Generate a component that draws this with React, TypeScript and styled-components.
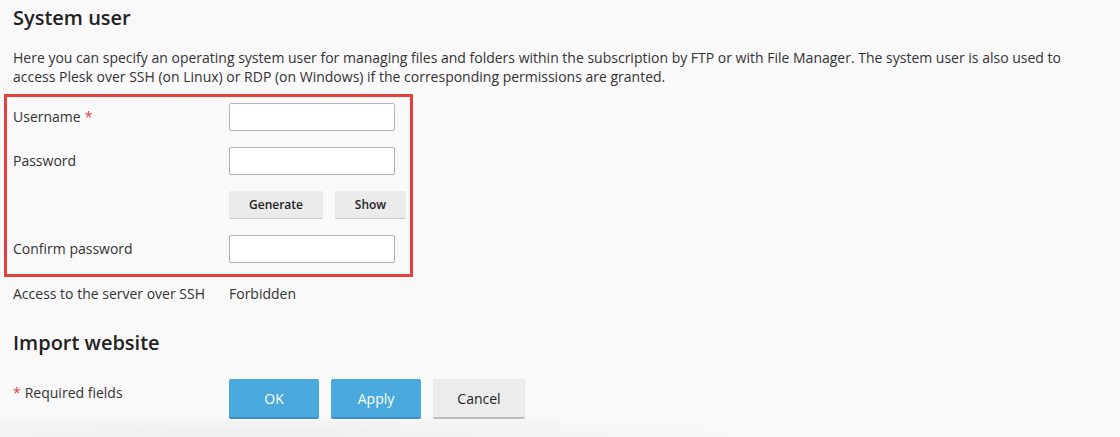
import * as React from "react";
import styled, { createGlobalStyle } from "styled-components";

const GlobalStyle = createGlobalStyle`
  html, body {
    margin: 0;
    padding: 0;
    background: #f9f9f9;
  }
  body {
    font-family: "Open Sans", "Liberation Sans", sans-serif;
    color: #333;
    font-size: 14px;
  }
`;

const Page = styled.div`
  position: relative;
  width: 1120px;
  height: 437px;
  padding: 0 13px;
  box-sizing: border-box;
  overflow: hidden;
`;

const Heading = styled.h2<{ $top: number }>`
  margin: 0;
  padding-top: ${(p) => p.$top}px;
  font-size: 20px;
  line-height: 26px;
  font-weight: 600;
  color: #222;
`;

const Description = styled.p`
  margin: 17px 0 0;
  font-size: 14px;
  line-height: 19px;
  color: #333;
`;

const Highlight = styled.div`
  margin: 8px 0 0 -9px;
  width: 409px;
  box-sizing: border-box;
  border: 3px solid #e5403a;
  padding: 6px 6px 11px;
  display: flex;
  flex-direction: column;
  gap: 16px;
`;

const Row = styled.div`
  display: grid;
  grid-template-columns: 216px auto;
  align-items: center;
  min-height: 28px;
`;

const Label = styled.label`
  font-size: 14px;
  line-height: 20px;
  color: #333;
`;

const Required = styled.span`
  color: #e23d4a;
  margin-left: 4px;
`;

const TextInput = styled.input`
  width: 166px;
  height: 28px;
  box-sizing: border-box;
  border: 1px solid #b5b5b5;
  border-radius: 2px;
  background: #fff;
  padding: 0 6px;
  font: inherit;
`;

const InlineButtons = styled.div`
  display: flex;
  gap: 12px;
`;

const SmallButton = styled.button<{ $width: number }>`
  width: ${(p) => p.$width}px;
  height: 28px;
  box-sizing: border-box;
  border: none;
  border-bottom: 1px solid #c8c8c8;
  border-radius: 2px;
  background: #ebebeb;
  color: #222;
  font-family: inherit;
  font-size: 12px;
  font-weight: 600;
  padding: 0;
`;

const InfoRow = styled.div`
  display: grid;
  grid-template-columns: 216px auto;
  margin-top: 7px;
  font-size: 14px;
  line-height: 20px;
`;

const Value = styled.span`
  color: #333;
`;

const ActionsRow = styled.div`
  display: grid;
  grid-template-columns: 216px auto;
  align-items: start;
  margin-top: 23px;
`;

const Note = styled.div`
  padding-top: 4px;
  font-size: 14px;
  line-height: 20px;
  color: #333;
`;

const NoteStar = styled.span`
  color: #e23d4a;
  margin-right: 4px;
`;

const Actions = styled.div`
  display: flex;
  gap: 12px;
`;

const ActionButton = styled.button<{ $primary?: boolean; $width: number }>`
  width: ${(p) => p.$width}px;
  height: 40px;
  box-sizing: border-box;
  border: none;
  border-bottom: 2px solid ${(p) => (p.$primary ? "#3b8fc4" : "#bdbdbd")};
  border-radius: 2px;
  background: ${(p) => (p.$primary ? "#4aaadd" : "#ececec")};
  color: ${(p) => (p.$primary ? "#fff" : "#222")};
  font-family: inherit;
  font-size: 14px;
  font-weight: 400;
  padding: 0;
`;

const Shade = styled.div`
  position: absolute;
  left: 0;
  right: 0;
  bottom: 0;
  height: 17px;
  background: radial-gradient(
    ellipse 560px 30px at 250px 100%,
    rgba(0, 0, 0, 0.045),
    rgba(0, 0, 0, 0) 100%
  );
  pointer-events: none;
`;

export default function App() {
  return (
    <>
      <GlobalStyle />
      <Page>
        <Heading $top={5}>System user</Heading>
        <Description>
          Here you can specify an operating system user for managing files and
          folders within the subscription by FTP or with File Manager. The
          system user is also used to
          <br />
          access Plesk over SSH (on Linux) or RDP (on Windows) if the
          corresponding permissions are granted.
        </Description>

        <Highlight>
          <Row>
            <Label>
              Username<Required>*</Required>
            </Label>
            <TextInput type="text" />
          </Row>
          <Row>
            <Label>Password</Label>
            <TextInput type="password" />
          </Row>
          <Row>
            <span />
            <InlineButtons>
              <SmallButton $width={94}>Generate</SmallButton>
              <SmallButton $width={71}>Show</SmallButton>
            </InlineButtons>
          </Row>
          <Row>
            <Label>Confirm password</Label>
            <TextInput type="password" />
          </Row>
        </Highlight>

        <InfoRow>
          <span>Access to the server over SSH</span>
          <Value>Forbidden</Value>
        </InfoRow>

        <Heading $top={26}>Import website</Heading>

        <ActionsRow>
          <Note>
            <NoteStar>*</NoteStar>Required fields
          </Note>
          <Actions>
            <ActionButton $primary $width={90}>
              OK
            </ActionButton>
            <ActionButton $primary $width={90}>
              Apply
            </ActionButton>
            <ActionButton $width={92}>Cancel</ActionButton>
          </Actions>
        </ActionsRow>
        <Shade />
      </Page>
    </>
  );
}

########################################

_Objective_. Give all the lines above again, character for character, without pictures.

_Answer in full_.
Generate a component that draws this with React, TypeScript and styled-components.
import * as React from "react";
import styled, { createGlobalStyle } from "styled-components";

const GlobalStyle = createGlobalStyle`
  html, body {
    margin: 0;
    padding: 0;
    background: #f9f9f9;
  }
  body {
    font-family: "Open Sans", "Liberation Sans", sans-serif;
    color: #333;
    font-size: 14px;
  }
`;

const Page = styled.div`
  position: relative;
  width: 1120px;
  height: 437px;
  padding: 0 13px;
  box-sizing: border-box;
  overflow: hidden;
`;

const Heading = styled.h2<{ $top: number }>`
  margin: 0;
  padding-top: ${(p) => p.$top}px;
  font-size: 20px;
  line-height: 26px;
  font-weight: 600;
  color: #222;
`;

const Description = styled.p`
  margin: 17px 0 0;
  font-size: 14px;
  line-height: 19px;
  color: #333;
`;

const Highlight = styled.div`
  margin: 8px 0 0 -9px;
  width: 409px;
  box-sizing: border-box;
  border: 3px solid #e5403a;
  padding: 6px 6px 11px;
  display: flex;
  flex-direction: column;
  gap: 16px;
`;

const Row = styled.div`
  display: grid;
  grid-template-columns: 216px auto;
  align-items: center;
  min-height: 28px;
`;

const Label = styled.label`
  font-size: 14px;
  line-height: 20px;
  color: #333;
`;

const Required = styled.span`
  color: #e23d4a;
  margin-left: 4px;
`;

const TextInput = styled.input`
  width: 166px;
  height: 28px;
  box-sizing: border-box;
  border: 1px solid #b5b5b5;
  border-radius: 2px;
  background: #fff;
  padding: 0 6px;
  font: inherit;
`;

const InlineButtons = styled.div`
  display: flex;
  gap: 12px;
`;

const SmallButton = styled.button<{ $width: number }>`
  width: ${(p) => p.$width}px;
  height: 28px;
  box-sizing: border-box;
  border: none;
  border-bottom: 1px solid #c8c8c8;
  border-radius: 2px;
  background: #ebebeb;
  color: #222;
  font-family: inherit;
  font-size: 12px;
  font-weight: 600;
  padding: 0;
`;

const InfoRow = styled.div`
  display: grid;
  grid-template-columns: 216px auto;
  margin-top: 7px;
  font-size: 14px;
  line-height: 20px;
`;

const Value = styled.span`
  color: #333;
`;

const ActionsRow = styled.div`
  display: grid;
  grid-template-columns: 216px auto;
  align-items: start;
  margin-top: 23px;
`;

const Note = styled.div`
  padding-top: 4px;
  font-size: 14px;
  line-height: 20px;
  color: #333;
`;

const NoteStar = styled.span`
  color: #e23d4a;
  margin-right: 4px;
`;

const Actions = styled.div`
  display: flex;
  gap: 12px;
`;

const ActionButton = styled.button<{ $primary?: boolean; $width: number }>`
  width: ${(p) => p.$width}px;
  height: 40px;
  box-sizing: border-box;
  border: none;
  border-bottom: 2px solid ${(p) => (p.$primary ? "#3b8fc4" : "#bdbdbd")};
  border-radius: 2px;
  background: ${(p) => (p.$primary ? "#4aaadd" : "#ececec")};
  color: ${(p) => (p.$primary ? "#fff" : "#222")};
  font-family: inherit;
  font-size: 14px;
  font-weight: 400;
  padding: 0;
`;

const Shade = styled.div`
  position: absolute;
  left: 0;
  right: 0;
  bottom: 0;
  height: 17px;
  background: radial-gradient(
    ellipse 560px 30px at 250px 100%,
    rgba(0, 0, 0, 0.045),
    rgba(0, 0, 0, 0) 100%
  );
  pointer-events: none;
`;

export default function App() {
  return (
    <>
      <GlobalStyle />
      <Page>
        <Heading $top={5}>System user</Heading>
        <Description>
          Here you can specify an operating system user for managing files and
          folders within the subscription by FTP or with File Manager. The
          system user is also used to
          <br />
          access Plesk over SSH (on Linux) or RDP (on Windows) if the
          corresponding permissions are granted.
        </Description>

        <Highlight>
          <Row>
            <Label>
              Username<Required>*</Required>
            </Label>
            <TextInput type="text" />
          </Row>
          <Row>
            <Label>Password</Label>
            <TextInput type="password" />
          </Row>
          <Row>
            <span />
            <InlineButtons>
              <SmallButton $width={94}>Generate</SmallButton>
              <SmallButton $width={71}>Show</SmallButton>
            </InlineButtons>
          </Row>
          <Row>
            <Label>Confirm password</Label>
            <TextInput type="password" />
          </Row>
        </Highlight>

        <InfoRow>
          <span>Access to the server over SSH</span>
          <Value>Forbidden</Value>
        </InfoRow>

        <Heading $top={26}>Import website</Heading>

        <ActionsRow>
          <Note>
            <NoteStar>*</NoteStar>Required fields
          </Note>
          <Actions>
            <ActionButton $primary $width={90}>
              OK
            </ActionButton>
            <ActionButton $primary $width={90}>
              Apply
            </ActionButton>
            <ActionButton $width={92}>Cancel</ActionButton>
          </Actions>
        </ActionsRow>
        <Shade />
      </Page>
    </>
  );
}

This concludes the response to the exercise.